Stated goal | Return only the number of lines in the entries below that hold the word "React".
***** The records
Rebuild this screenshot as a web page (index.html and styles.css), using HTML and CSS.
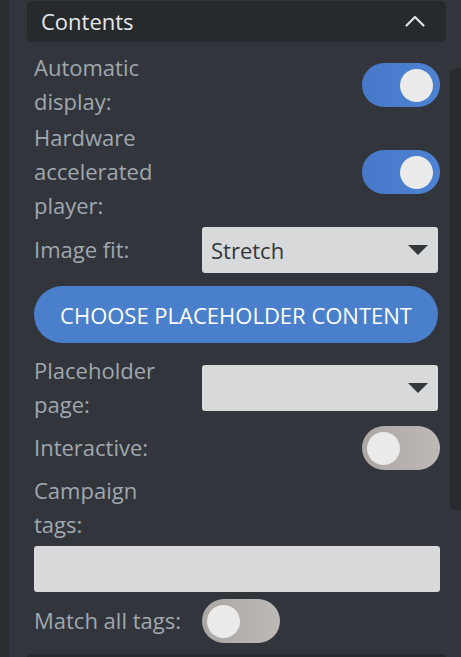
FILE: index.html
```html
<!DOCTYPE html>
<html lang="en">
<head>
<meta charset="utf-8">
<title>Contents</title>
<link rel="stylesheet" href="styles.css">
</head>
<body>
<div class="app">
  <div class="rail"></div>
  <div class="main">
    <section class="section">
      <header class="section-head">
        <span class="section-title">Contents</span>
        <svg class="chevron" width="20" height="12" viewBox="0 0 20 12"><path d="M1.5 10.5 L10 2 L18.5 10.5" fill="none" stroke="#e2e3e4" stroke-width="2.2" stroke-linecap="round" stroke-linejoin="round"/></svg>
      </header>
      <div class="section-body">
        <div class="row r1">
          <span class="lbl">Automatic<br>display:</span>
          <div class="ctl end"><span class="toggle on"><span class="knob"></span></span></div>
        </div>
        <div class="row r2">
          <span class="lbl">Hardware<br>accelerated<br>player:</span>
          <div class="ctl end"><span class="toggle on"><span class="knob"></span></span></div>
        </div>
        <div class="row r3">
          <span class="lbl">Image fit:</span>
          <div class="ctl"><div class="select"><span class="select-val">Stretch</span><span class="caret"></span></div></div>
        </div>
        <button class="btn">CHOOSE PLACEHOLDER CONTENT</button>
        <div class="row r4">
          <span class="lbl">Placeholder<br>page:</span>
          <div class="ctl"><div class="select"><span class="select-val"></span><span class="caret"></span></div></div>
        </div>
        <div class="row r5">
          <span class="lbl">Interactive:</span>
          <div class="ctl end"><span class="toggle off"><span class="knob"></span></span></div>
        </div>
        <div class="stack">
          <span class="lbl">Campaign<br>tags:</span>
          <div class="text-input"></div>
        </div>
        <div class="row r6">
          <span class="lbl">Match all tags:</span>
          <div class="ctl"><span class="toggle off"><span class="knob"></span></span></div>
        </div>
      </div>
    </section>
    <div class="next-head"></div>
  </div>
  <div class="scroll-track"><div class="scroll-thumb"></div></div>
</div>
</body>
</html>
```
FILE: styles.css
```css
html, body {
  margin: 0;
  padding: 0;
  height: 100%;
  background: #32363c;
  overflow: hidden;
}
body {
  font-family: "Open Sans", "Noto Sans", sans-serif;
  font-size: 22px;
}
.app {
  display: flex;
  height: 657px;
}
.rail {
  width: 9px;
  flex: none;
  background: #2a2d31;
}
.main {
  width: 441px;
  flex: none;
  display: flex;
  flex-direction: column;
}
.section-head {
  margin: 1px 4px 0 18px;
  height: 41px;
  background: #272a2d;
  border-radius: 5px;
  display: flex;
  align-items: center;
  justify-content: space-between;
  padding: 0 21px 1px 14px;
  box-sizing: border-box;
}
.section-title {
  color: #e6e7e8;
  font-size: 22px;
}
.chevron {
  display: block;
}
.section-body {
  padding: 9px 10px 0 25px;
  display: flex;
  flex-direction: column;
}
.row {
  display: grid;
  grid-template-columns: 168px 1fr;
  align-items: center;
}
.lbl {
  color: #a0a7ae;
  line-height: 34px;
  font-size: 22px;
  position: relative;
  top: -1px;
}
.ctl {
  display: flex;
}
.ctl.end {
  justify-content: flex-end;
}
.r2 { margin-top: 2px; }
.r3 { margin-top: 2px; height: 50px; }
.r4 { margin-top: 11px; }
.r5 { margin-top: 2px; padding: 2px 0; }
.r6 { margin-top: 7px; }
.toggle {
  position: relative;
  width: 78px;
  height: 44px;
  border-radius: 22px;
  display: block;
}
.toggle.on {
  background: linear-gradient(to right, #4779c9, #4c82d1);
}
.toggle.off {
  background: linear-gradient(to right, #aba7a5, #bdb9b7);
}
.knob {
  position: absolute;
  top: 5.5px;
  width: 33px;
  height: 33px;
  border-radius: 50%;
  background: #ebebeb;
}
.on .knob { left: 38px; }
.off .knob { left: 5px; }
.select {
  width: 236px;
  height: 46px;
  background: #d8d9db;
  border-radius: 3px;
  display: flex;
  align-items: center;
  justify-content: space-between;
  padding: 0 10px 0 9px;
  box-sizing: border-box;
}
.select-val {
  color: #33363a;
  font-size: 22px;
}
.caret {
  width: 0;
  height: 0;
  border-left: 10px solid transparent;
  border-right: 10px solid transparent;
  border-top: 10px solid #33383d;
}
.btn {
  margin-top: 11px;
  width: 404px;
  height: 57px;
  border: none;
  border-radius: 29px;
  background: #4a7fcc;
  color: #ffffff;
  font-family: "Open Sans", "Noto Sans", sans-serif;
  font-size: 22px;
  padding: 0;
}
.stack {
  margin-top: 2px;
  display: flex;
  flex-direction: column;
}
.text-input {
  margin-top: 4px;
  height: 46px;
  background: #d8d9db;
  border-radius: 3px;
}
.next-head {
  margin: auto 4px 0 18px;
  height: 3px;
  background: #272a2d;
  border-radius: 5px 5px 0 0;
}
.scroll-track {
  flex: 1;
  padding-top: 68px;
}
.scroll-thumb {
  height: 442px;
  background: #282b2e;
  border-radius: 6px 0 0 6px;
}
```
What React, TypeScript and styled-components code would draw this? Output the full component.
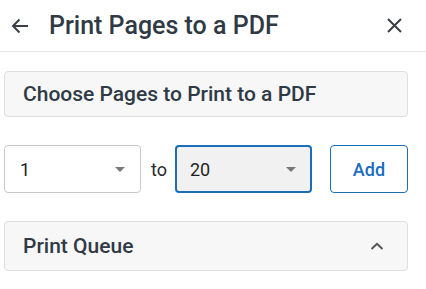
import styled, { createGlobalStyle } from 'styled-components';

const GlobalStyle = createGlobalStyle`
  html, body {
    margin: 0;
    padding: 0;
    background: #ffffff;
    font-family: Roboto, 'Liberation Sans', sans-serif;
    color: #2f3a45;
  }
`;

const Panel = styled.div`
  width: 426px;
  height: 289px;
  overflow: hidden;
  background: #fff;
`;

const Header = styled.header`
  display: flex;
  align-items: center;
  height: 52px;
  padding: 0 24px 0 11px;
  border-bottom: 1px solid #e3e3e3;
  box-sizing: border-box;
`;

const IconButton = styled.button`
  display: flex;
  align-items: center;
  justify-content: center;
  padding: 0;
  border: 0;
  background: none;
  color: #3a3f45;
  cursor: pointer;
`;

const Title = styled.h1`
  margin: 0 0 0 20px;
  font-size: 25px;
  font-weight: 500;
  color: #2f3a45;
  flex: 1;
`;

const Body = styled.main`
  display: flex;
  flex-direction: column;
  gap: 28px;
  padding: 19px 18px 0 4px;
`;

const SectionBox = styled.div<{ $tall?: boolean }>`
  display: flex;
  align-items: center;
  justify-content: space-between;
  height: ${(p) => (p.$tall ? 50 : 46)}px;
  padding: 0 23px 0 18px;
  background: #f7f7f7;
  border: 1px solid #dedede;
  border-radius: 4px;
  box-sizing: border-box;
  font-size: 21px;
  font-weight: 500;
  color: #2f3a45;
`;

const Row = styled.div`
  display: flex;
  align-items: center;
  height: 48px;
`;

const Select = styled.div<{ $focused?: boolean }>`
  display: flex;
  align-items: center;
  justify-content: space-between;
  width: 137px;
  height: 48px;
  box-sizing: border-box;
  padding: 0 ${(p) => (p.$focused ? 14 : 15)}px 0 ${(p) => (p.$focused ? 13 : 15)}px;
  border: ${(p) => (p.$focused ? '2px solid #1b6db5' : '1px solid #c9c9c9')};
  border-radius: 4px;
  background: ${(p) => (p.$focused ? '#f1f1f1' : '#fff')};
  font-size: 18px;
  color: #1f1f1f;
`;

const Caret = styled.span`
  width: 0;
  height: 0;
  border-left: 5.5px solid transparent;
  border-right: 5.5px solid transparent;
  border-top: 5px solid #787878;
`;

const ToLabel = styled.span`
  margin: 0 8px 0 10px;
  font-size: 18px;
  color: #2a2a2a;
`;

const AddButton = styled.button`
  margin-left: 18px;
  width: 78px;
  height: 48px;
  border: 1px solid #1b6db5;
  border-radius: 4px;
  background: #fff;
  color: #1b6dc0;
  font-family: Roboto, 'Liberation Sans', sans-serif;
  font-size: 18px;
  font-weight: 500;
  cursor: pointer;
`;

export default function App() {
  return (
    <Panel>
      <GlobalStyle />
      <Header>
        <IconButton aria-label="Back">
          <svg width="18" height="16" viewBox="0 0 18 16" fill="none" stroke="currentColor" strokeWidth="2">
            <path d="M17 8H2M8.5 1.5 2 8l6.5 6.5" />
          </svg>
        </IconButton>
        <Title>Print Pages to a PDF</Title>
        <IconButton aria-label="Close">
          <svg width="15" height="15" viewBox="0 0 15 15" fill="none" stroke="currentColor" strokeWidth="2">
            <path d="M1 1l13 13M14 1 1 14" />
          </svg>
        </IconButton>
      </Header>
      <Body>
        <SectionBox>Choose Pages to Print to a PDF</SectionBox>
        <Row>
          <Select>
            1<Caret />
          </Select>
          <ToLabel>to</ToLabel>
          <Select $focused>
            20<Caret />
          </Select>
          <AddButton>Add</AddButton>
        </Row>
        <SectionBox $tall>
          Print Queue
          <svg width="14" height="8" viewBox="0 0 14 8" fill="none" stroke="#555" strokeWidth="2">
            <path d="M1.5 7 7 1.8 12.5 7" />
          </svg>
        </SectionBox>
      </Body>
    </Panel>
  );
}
**********
***** The records
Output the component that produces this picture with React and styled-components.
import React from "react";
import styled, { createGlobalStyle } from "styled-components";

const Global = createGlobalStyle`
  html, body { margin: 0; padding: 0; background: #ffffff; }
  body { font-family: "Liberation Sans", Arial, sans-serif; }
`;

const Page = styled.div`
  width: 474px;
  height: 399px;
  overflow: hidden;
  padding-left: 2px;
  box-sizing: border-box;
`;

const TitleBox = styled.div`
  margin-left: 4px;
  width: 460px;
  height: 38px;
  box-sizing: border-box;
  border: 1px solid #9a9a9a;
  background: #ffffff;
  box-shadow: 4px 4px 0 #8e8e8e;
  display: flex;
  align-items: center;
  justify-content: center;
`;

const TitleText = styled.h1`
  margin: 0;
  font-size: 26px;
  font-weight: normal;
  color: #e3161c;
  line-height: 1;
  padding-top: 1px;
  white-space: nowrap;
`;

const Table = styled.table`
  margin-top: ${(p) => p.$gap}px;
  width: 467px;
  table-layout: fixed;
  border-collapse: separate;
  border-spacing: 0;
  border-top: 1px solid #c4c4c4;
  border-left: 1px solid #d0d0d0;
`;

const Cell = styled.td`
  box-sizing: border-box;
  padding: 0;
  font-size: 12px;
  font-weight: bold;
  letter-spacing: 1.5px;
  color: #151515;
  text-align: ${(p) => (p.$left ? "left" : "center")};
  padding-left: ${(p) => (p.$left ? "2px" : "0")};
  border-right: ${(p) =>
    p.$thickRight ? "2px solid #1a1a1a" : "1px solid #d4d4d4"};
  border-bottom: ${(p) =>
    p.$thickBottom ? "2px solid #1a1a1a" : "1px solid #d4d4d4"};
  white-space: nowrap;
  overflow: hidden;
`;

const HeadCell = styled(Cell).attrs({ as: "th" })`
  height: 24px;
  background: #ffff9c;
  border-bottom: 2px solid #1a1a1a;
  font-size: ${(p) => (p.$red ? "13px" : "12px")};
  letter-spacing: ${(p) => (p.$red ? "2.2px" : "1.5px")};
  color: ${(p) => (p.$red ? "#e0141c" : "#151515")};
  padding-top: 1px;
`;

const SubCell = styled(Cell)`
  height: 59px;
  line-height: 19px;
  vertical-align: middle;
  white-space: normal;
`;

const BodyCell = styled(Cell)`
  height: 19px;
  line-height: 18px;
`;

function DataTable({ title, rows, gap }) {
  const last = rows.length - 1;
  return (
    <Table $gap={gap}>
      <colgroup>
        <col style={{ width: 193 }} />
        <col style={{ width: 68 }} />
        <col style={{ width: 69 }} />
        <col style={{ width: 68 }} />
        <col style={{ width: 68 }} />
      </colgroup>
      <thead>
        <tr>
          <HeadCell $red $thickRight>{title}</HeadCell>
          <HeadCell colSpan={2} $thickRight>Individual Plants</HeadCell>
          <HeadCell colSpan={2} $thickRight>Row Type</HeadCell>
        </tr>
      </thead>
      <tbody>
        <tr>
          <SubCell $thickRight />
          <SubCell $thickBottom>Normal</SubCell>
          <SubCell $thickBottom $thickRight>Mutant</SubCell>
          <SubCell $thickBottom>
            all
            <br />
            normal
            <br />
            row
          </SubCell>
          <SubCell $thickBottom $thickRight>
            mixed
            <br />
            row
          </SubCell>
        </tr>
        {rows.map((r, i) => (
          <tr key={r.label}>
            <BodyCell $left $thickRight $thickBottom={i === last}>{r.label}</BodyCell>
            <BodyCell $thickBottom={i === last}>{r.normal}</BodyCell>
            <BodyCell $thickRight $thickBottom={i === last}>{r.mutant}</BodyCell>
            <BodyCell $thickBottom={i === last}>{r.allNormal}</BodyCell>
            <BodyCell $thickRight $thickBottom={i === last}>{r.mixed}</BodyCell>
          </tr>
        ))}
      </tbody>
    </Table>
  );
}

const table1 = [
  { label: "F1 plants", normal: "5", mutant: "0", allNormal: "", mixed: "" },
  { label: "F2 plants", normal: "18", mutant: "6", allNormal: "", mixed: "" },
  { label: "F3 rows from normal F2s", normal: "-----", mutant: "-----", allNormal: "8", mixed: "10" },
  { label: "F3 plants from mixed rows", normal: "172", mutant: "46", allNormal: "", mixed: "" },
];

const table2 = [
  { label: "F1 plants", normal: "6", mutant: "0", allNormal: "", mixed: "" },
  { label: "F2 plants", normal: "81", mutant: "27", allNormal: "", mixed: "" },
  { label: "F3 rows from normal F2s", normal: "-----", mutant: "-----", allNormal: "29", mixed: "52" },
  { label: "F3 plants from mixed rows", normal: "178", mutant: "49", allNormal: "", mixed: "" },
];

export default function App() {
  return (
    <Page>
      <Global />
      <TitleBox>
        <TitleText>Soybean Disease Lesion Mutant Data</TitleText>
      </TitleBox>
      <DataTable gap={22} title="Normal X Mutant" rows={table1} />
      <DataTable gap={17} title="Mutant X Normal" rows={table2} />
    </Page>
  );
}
**********
***** The records
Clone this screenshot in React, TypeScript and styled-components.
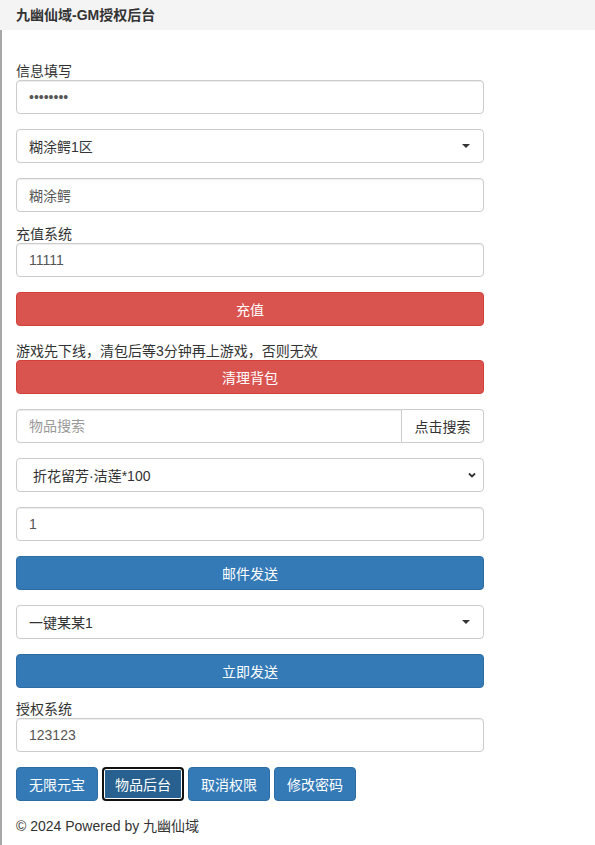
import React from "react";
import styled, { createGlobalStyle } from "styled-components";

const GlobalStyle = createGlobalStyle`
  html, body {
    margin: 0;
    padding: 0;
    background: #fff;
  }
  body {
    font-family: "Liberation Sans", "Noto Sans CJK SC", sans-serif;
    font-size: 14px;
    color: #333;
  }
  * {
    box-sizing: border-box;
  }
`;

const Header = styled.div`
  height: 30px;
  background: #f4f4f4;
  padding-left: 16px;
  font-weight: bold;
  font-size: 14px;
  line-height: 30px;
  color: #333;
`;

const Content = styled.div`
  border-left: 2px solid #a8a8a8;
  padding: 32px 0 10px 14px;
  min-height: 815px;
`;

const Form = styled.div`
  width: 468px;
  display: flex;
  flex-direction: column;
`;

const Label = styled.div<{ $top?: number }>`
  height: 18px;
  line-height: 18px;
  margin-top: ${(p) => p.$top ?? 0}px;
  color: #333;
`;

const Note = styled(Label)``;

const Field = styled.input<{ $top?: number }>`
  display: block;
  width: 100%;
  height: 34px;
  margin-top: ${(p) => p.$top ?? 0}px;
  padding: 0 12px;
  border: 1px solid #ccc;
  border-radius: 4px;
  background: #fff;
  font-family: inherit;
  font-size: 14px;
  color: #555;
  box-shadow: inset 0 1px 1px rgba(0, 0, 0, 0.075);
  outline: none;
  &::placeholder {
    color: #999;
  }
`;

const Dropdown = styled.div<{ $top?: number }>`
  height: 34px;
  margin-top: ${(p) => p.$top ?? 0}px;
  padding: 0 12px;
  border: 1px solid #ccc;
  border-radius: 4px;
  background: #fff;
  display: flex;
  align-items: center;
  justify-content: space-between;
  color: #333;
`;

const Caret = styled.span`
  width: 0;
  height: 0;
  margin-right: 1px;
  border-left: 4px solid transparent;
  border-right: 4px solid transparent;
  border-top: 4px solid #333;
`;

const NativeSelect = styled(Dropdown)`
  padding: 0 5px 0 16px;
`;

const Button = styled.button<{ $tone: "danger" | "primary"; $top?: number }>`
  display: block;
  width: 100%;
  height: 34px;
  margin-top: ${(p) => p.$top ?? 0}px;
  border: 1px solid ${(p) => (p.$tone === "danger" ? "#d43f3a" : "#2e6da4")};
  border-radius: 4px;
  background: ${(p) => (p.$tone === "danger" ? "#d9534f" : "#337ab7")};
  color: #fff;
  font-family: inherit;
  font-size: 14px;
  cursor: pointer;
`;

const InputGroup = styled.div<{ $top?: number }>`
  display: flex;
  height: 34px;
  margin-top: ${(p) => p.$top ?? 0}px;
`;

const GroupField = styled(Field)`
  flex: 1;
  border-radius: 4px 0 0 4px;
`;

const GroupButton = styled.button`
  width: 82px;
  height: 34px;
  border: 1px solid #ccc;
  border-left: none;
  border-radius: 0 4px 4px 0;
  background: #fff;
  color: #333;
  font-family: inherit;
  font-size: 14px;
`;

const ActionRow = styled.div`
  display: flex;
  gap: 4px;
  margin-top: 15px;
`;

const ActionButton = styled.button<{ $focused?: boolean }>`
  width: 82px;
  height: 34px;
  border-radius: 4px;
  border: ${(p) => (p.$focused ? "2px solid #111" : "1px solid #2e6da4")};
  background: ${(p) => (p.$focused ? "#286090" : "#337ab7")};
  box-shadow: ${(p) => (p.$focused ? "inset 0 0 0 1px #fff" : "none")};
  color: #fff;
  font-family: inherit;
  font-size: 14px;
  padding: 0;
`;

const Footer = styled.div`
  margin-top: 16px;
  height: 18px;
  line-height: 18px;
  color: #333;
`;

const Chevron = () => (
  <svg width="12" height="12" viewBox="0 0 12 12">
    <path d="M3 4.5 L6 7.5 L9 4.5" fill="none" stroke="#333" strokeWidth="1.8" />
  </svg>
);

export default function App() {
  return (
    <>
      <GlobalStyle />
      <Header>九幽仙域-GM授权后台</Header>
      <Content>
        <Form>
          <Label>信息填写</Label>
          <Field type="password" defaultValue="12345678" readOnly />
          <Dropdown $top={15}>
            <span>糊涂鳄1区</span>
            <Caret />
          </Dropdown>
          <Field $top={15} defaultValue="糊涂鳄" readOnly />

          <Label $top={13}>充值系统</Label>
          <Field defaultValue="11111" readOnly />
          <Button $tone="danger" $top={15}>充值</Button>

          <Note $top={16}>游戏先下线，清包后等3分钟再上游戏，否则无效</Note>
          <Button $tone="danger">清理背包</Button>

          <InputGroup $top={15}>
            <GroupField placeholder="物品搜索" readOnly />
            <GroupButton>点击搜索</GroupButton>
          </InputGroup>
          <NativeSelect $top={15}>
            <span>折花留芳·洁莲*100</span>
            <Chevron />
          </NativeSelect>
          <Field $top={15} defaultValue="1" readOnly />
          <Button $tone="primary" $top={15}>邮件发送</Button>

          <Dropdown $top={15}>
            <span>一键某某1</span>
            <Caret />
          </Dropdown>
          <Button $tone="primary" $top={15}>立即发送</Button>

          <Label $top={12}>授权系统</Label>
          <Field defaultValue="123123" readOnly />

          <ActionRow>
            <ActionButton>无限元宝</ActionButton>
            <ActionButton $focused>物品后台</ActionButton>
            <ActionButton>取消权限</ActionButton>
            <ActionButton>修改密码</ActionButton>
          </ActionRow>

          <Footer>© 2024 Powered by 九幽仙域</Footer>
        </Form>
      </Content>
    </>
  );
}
**********
Answer to the exercise | 5